Names and titles are very important in financial services, which is why there are myriad ways to describe what is essentially the same job.

And it’s probably the Financial Advisors who have more names than the rest of their colleagues in the industry.

Wealth architect IFA  what%27s in a name

What will you be called after RDR?

In 2013, titles have even greater importance for Financial Advisors as the Retail Distribution Review (RDR) alters the financial landscape.

Gone are the days of the tied advisor and multi-tied advisor and in their place are restricted advisors and execution-only services. However, the title of Independent Financial Advisor has survived the Financial Services Authority’s terminology cull.

The alternatives

But these titles are not the only ones around in 2013, as Financial Advisors get more creative with the monikers.

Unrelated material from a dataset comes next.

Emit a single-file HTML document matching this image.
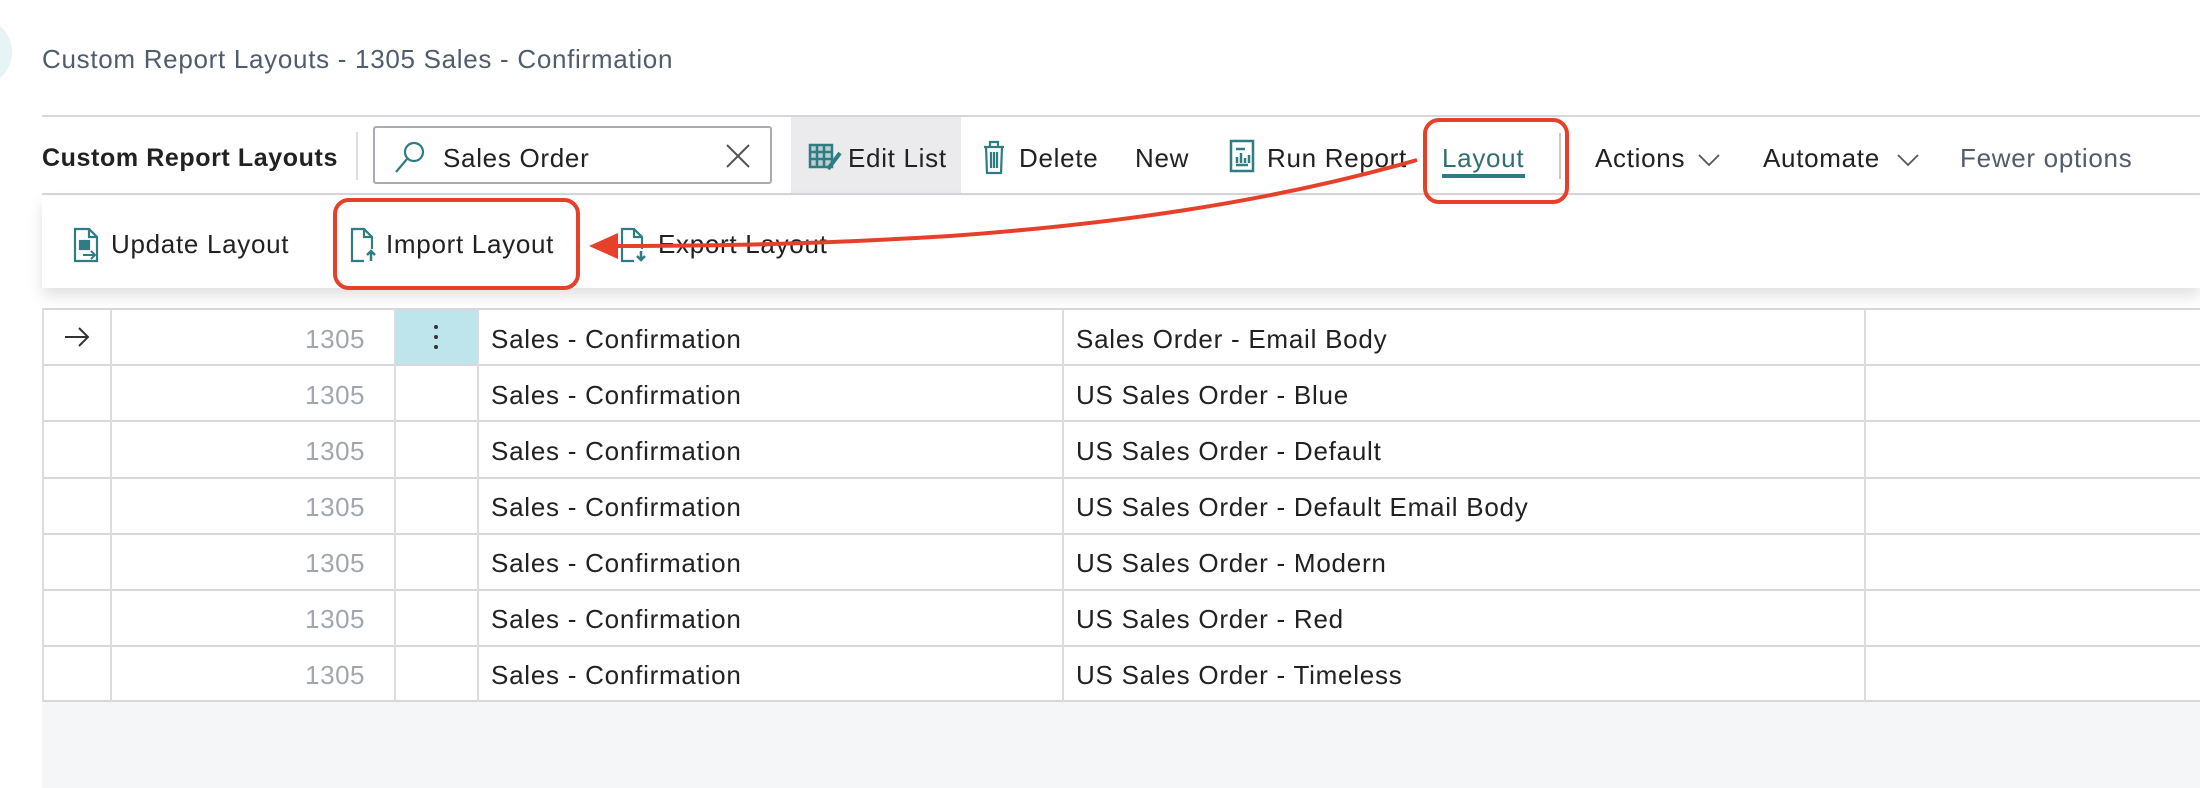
<!DOCTYPE html>
<html><head><meta charset="utf-8"><style>
*{margin:0;padding:0;box-sizing:border-box}
body{width:2200px;height:788px;background:#fff;font-family:"Liberation Sans",sans-serif;color:#212121;position:relative;overflow:hidden}
.a{position:absolute;white-space:nowrap}
.t{font-size:26px;line-height:28px;letter-spacing:0.7px}
.ic{position:absolute}
.hl{position:absolute;left:42px;right:0;background:#d6d6db}
.vl{position:absolute;width:2px;background:#dcdce0;top:309px;height:393px}
.num{position:absolute;width:100px;text-align:right;left:265px;color:#a2a6ad;font-size:26px;line-height:28px;letter-spacing:0.5px}
.c3{position:absolute;left:491px;font-size:26px;line-height:28px;letter-spacing:0.75px}
.c4{position:absolute;left:1076px;font-size:26px;line-height:28px;letter-spacing:0.75px}
</style></head><body>
<div class="a" style="left:-38px;top:22px;width:50px;height:60px;border-radius:50%;background:#e6f4f5"></div>
<div class="a" style="left:42px;top:44px;font-size:26px;letter-spacing:0.7px;color:#505c6d">Custom Report Layouts - 1305 Sales - Confirmation</div>
<div class="hl" style="top:115px;height:2px"></div>
<div class="a" style="left:791px;top:117px;width:170px;height:77px;background:#ebebee"></div>
<div class="a" style="left:42px;top:144px;font-size:25px;line-height:28px;letter-spacing:0.6px;font-weight:bold">Custom Report Layouts</div>
<div class="a" style="left:356px;top:132px;width:2px;height:48px;background:#dcdce0"></div>
<div class="a" style="left:373px;top:126px;width:399px;height:58px;border:2px solid #a8abb2;border-radius:3px"></div>
<svg class="ic" style="left:393px;top:140px" width="34" height="34" viewBox="0 0 34 34" fill="none" stroke="#2f7d83" stroke-width="2.2"><circle cx="21" cy="12" r="9"/><path d="M14 19L3 32"/></svg>
<div class="a t" style="left:443px;top:144px">Sales Order</div>
<svg class="ic" style="left:725px;top:143px" width="26" height="26" stroke="#555" stroke-width="2"><path d="M2 2L24 24M24 2L2 24"/></svg>
<svg class="ic" style="left:808px;top:143px" width="34" height="30" fill="none" stroke="#2f7d83" stroke-width="2.5"><rect x="2" y="2" width="22" height="22" fill="#2f7d83" fill-opacity=".25"/><path d="M2 9H24M2 16H24M9 2V24M16 2V24"/><path d="M32 10L20 26" stroke-width="4"/></svg>
<div class="a t" style="left:848px;top:144px">Edit List</div>
<svg class="ic" style="left:983px;top:139px" width="22" height="36" fill="none" stroke="#2f7d83" stroke-width="2.2"><path d="M1 8H21M7 8V3H15V8M3 8L4 34H18L19 8M8 13V29M11 13V29M14 13V29"/></svg>
<div class="a t" style="left:1019px;top:144px">Delete</div>
<div class="a t" style="left:1135px;top:144px">New</div>
<svg class="ic" style="left:1229px;top:139px" width="26" height="34" fill="none" stroke="#2f7d83" stroke-width="2.5"><rect x="2" y="2" width="22" height="30"/><path d="M7 10H16M7 26H19M8 24V18M12 24V14M16 24V19M20 24V16"/></svg>
<div class="a t" style="left:1267px;top:144px">Run Report</div>
<div class="a t" style="left:1442px;top:144px;color:#2f6e73">Layout</div>
<div class="a" style="left:1442px;top:174px;width:83px;height:4px;background:#2f7d83"></div>
<div class="a" style="left:1559px;top:133px;width:2px;height:46px;background:#c8c8cc"></div>
<div class="a t" style="left:1595px;top:144px">Actions</div>
<svg class="ic" style="left:1697px;top:152px" width="24" height="16" fill="none" stroke="#555" stroke-width="1.8"><path d="M2 3L12 13L22 3"/></svg>
<div class="a t" style="left:1763px;top:144px">Automate</div>
<svg class="ic" style="left:1896px;top:152px" width="24" height="16" fill="none" stroke="#555" stroke-width="1.8"><path d="M2 3L12 13L22 3"/></svg>
<div class="a t" style="left:1960px;top:144px;color:#505c6d">Fewer options</div>
<div class="hl" style="top:193px;height:2px"></div>
<!-- popup -->
<div class="a" style="left:42px;top:196px;width:2158px;height:92px;background:#fff;box-shadow:0 8px 14px rgba(0,0,0,.12)"></div>
<svg class="ic" style="left:73px;top:227px" width="28" height="36" fill="none" stroke="#2f7d83" stroke-width="2.2"><path d="M2 2H16L24 10V34H2Z"/><path d="M16 2V10H24"/><rect x="7" y="14" width="9" height="8" fill="#2f7d83"/><path d="M10 28H22M18 24L22 28L18 32" stroke-width="2"/></svg>
<div class="a t" style="left:111px;top:230px">Update Layout</div>
<svg class="ic" style="left:350px;top:227px" width="28" height="36" fill="none" stroke="#2f7d83" stroke-width="2.2"><path d="M14 34H2V2H14L22 10V22"/><path d="M14 2V10H22"/><path d="M21 34V25M17 28L21 24L25 28" stroke-width="2.5"/></svg>
<div class="a t" style="left:386px;top:230px">Import Layout</div>
<svg class="ic" style="left:620px;top:227px" width="28" height="36" fill="none" stroke="#2f7d83" stroke-width="2.2"><path d="M14 34H2V2H14L22 10V22"/><path d="M14 2V10H22"/><path d="M21 24V33M17 29L21 33L25 29" stroke-width="2.5"/></svg>
<div class="a t" style="left:658px;top:230px">Export Layout</div>
<!-- table -->
<div class="hl" style="top:308px;height:2px"></div>
<div class="hl" style="top:364px;height:2px"></div>
<div class="hl" style="top:420px;height:2px"></div>
<div class="hl" style="top:477px;height:2px"></div>
<div class="hl" style="top:533px;height:2px"></div>
<div class="hl" style="top:589px;height:2px"></div>
<div class="hl" style="top:645px;height:2px"></div>
<div class="hl" style="top:700px;height:2px"></div>
<div class="a" style="left:396px;top:310px;width:82px;height:54px;background:#bfe5ec"></div>
<div class="vl" style="left:42px"></div><div class="vl" style="left:110px"></div><div class="vl" style="left:394px"></div><div class="vl" style="left:477px"></div><div class="vl" style="left:1062px"></div><div class="vl" style="left:1864px"></div>
<svg class="ic" style="left:64px;top:326px" width="26" height="22" fill="none" stroke="#333" stroke-width="2"><path d="M1 11H24M15 2L24 11L15 20"/></svg>
<div class="a" style="left:434px;top:325px;width:4px;height:4px;border-radius:2px;background:#333;box-shadow:0 10px 0 #333,0 20px 0 #333"></div>
<div class="num" style="top:325px">1305</div><div class="c3" style="top:325px">Sales - Confirmation</div><div class="c4" style="top:325px">Sales Order - Email Body</div>
<div class="num" style="top:381px">1305</div><div class="c3" style="top:381px">Sales - Confirmation</div><div class="c4" style="top:381px">US Sales Order - Blue</div>
<div class="num" style="top:437px">1305</div><div class="c3" style="top:437px">Sales - Confirmation</div><div class="c4" style="top:437px">US Sales Order - Default</div>
<div class="num" style="top:493px">1305</div><div class="c3" style="top:493px">Sales - Confirmation</div><div class="c4" style="top:493px">US Sales Order - Default Email Body</div>
<div class="num" style="top:549px">1305</div><div class="c3" style="top:549px">Sales - Confirmation</div><div class="c4" style="top:549px">US Sales Order - Modern</div>
<div class="num" style="top:605px">1305</div><div class="c3" style="top:605px">Sales - Confirmation</div><div class="c4" style="top:605px">US Sales Order - Red</div>
<div class="num" style="top:661px">1305</div><div class="c3" style="top:661px">Sales - Confirmation</div><div class="c4" style="top:661px">US Sales Order - Timeless</div>
<div class="a" style="left:42px;top:702px;width:2158px;height:86px;background:#f5f6f8"></div>
<!-- annotations -->
<svg class="ic" style="left:0;top:0" width="2200" height="788" fill="none" stroke="#e6402a" stroke-width="4">
<rect x="1425" y="120" width="142" height="82" rx="14"/>
<rect x="335" y="200" width="243" height="88" rx="14"/>
<path d="M1417 160C1260 205 1100 225 950 236C820 244 720 246 612 246"/>
<path d="M589 246L618 233L618 259Z" fill="#e6402a" stroke="none"/>
</svg>
</body></html>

There are financial planners, wealth managers, financial life planners, and even wealth architects, to name but a few.

All of these titles are acceptable under RDR rules. It is also predicted that this year will see an increase in the number of wealth managers. Former Independent Financial Advisors, unable to fulfil the tough requirements placed on them to retain ‘independent’ status, will try to distract from their ‘restricted’ status.

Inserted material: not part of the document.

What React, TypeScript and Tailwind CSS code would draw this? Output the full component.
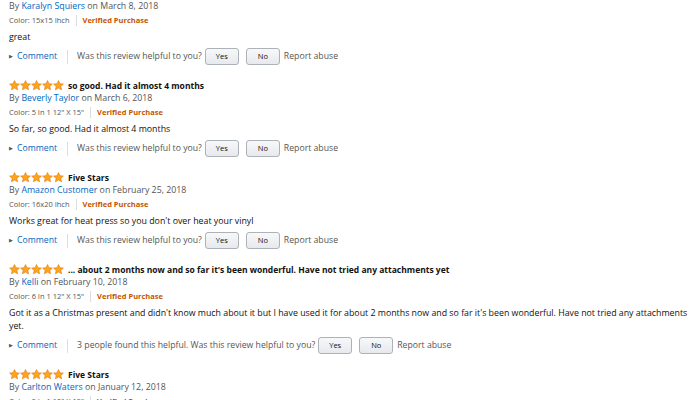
import { Fragment } from 'react';

type Review = {
  title?: string;
  author: string;
  date: string;
  color: string;
  body?: string;
  helpful?: string;
  partial?: boolean;
};

const reviews: Review[] = [
  {
    author: 'Karalyn Squiers',
    date: 'March 8, 2018',
    color: '15x15 Ihch',
    body: 'great',
    partial: true,
  },
  {
    title: 'so good. Had it almost 4 months',
    author: 'Beverly Taylor',
    date: 'March 6, 2018',
    color: '5 In 1 12" X 15"',
    body: 'So far, so good. Had it almost 4 months',
  },
  {
    title: 'Five Stars',
    author: 'Amazon Customer',
    date: 'February 25, 2018',
    color: '16x20 Ihch',
    body: "Works great for heat press so you don't over heat your vinyl",
  },
  {
    title: "... about 2 months now and so far it's been wonderful. Have not tried any attachments yet",
    author: 'Kelli',
    date: 'February 10, 2018',
    color: '6 In 1 12" X 15"',
    body: "Got it as a Christmas present and didn't know much about it but I have used it for about 2 months now and so far it's been wonderful. Have not tried any attachments yet.",
    helpful: '3 people found this helpful. ',
  },
  {
    title: 'Five Stars',
    author: 'Carlton Waters',
    date: 'January 12, 2018',
    color: '5 In 1 12" X 15"',
  },
];

function Star() {
  return (
    <svg width="11" height="11" viewBox="0 0 24 24" className="shrink-0">
      <path
        d="M12 1.2l3.2 6.9 7.5.8-5.6 5.1 1.6 7.4L12 17.6l-6.7 3.8 1.6-7.4-5.6-5.1 7.5-.8z"
        fill="#ffa41c"
        stroke="#de7a0b"
        strokeWidth="1.3"
        strokeLinejoin="round"
      />
    </svg>
  );
}

function Btn({ label }: { label: string }) {
  return (
    <button className="h-[17px] w-[34px] rounded-[3px] border border-[#adb1b8] bg-gradient-to-b from-[#f7f8fa] to-[#e7e9ec] text-[7.5px] leading-none text-[#111]">
      {label}
    </button>
  );
}

function ReviewBlock({ r }: { r: Review }) {
  return (
    <div className="pb-[13px]">
      {!r.partial && (
        <div className="flex h-[13px] items-center">
          <div className="flex">
            {[0, 1, 2, 3, 4].map((i) => (
              <Star key={i} />
            ))}
          </div>
          <span className="ml-[4px] text-[8.5px] font-bold leading-[13px] text-[#111]">{r.title}</span>
        </div>
      )}
      <div className="h-[13px] text-[8.8px] leading-[13px] text-[#555]">
        By <span className="text-[#0066c0]">{r.author}</span> on {r.date}
      </div>
      <div className="mt-[1px] flex h-[13px] items-center leading-[13px]">
        <span className="text-[7.5px] text-[#555]">Color: {r.color}</span>
        <span className="mx-[6px] h-[11px] w-px bg-[#ddd]" />
        <span className="text-[7.5px] font-bold text-[#c45500]">Verified Purchase</span>
      </div>
      {r.body && (
        <Fragment>
          <p className="mt-[4px] text-[8.8px] leading-[13px] text-[#111]">{r.body}</p>
          <div className="mt-[4px] flex h-[18px] items-center text-[8.7px] text-[#555]">
            <span className="mr-[4px] text-[5px] text-[#555]">▶</span>
            <span className="text-[#0066c0]">Comment</span>
            <span className="ml-[10px] mr-[9px] h-[14px] w-px bg-[#ddd]" />
            <span>
              {r.helpful}
              Was this review helpful to you?
            </span>
            <span className="ml-[3px] flex gap-[7px]">
              <Btn label="Yes" />
              <Btn label="No" />
            </span>
            <span className="ml-[4px]">Report abuse</span>
          </div>
        </Fragment>
      )}
    </div>
  );
}

export default function App() {
  return (
    <div className="h-[400px] w-[698px] overflow-hidden bg-white pl-[9px] pr-[4px] font-['Open_Sans',sans-serif]">
      <div className="-mt-[0.5px]">
        {reviews.map((r, i) => (
          <ReviewBlock key={i} r={r} />
        ))}
      </div>
    </div>
  );
}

Of course, being a restricted advisor is nothing to be ashamed of. Advisors pursuing this avenue still provide a valuable service to consumers.

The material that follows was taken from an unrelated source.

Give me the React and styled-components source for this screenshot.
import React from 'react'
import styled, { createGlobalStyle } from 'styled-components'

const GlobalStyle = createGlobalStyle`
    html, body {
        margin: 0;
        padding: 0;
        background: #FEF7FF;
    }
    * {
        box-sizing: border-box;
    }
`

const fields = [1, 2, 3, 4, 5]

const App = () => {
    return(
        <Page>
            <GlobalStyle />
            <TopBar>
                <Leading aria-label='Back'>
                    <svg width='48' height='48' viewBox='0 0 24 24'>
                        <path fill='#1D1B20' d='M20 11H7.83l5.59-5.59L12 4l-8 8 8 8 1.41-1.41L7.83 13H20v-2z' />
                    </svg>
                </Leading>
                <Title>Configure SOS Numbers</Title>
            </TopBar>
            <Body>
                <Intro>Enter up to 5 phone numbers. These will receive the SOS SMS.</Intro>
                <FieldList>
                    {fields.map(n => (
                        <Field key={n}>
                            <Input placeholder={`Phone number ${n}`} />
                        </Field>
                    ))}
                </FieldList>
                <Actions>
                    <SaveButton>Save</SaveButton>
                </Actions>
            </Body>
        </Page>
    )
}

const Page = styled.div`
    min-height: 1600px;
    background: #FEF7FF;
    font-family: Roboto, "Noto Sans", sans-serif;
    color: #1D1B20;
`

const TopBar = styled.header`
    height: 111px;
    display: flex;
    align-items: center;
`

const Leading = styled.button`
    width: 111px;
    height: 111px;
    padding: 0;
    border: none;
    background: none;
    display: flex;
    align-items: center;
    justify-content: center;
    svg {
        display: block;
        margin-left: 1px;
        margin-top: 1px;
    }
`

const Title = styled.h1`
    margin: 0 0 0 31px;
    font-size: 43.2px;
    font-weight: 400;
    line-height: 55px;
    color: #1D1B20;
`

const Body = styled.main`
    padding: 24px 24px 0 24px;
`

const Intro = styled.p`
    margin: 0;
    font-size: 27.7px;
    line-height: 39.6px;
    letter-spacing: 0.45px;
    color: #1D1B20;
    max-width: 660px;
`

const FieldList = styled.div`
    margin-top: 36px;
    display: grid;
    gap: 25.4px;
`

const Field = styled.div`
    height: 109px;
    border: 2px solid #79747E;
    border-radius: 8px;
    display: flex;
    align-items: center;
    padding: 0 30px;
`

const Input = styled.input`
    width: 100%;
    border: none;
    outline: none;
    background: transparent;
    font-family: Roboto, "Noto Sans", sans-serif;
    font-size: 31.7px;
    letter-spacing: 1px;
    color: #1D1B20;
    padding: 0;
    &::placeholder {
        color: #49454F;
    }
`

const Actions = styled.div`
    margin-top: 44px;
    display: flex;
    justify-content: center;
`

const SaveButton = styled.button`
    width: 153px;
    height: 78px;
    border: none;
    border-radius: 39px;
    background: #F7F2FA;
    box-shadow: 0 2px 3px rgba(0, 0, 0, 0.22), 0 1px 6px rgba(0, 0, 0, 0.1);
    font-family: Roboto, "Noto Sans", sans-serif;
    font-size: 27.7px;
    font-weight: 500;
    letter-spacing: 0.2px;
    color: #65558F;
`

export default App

However, the use of titles that have neither ‘independent’ nor ‘restricted’ in the title could confuse, and even mislead, consumers.

Job hunters beware

Those looking for positions in financial advice could be just as easily confused by changes implemented by RDR rule changes.

When searching for new prospects, ensure that you narrow the search. Be clear exactly what type of company you want to work for, and keep in mind that some organisations will offer both independent financial advice and restricted advice to consumers. Understand exactly which services are provided by the company you wish to work for.

Process matters more than names

In the grand scheme of things, what someone calls themselves isn’t particularly important as long as they explain clearly to the client which services they are and are not able to provide, and what their level of access to different types of investments and products is.

Independent Financial Advisors can typically advise on all investments and products, while restricted advisors, as the name suggests, are only able to advise clients on a restricted range of investments or products. Although this may not seem much of a change in the rules, there is one tweak which could affect some Financial Advisors.

Advisors who have decided to specialise in one area of financial advice, such as pensions or investment, are also described as restricted advisors, even though they may have unfettered access to all pension products or all investments.

The key is this: before deciding what fancy name you are going to give yourself, or before you are enticed by a company offering an impressive title, work out what type of advisor you want to be and what types of service you would be happy and confident with delivering.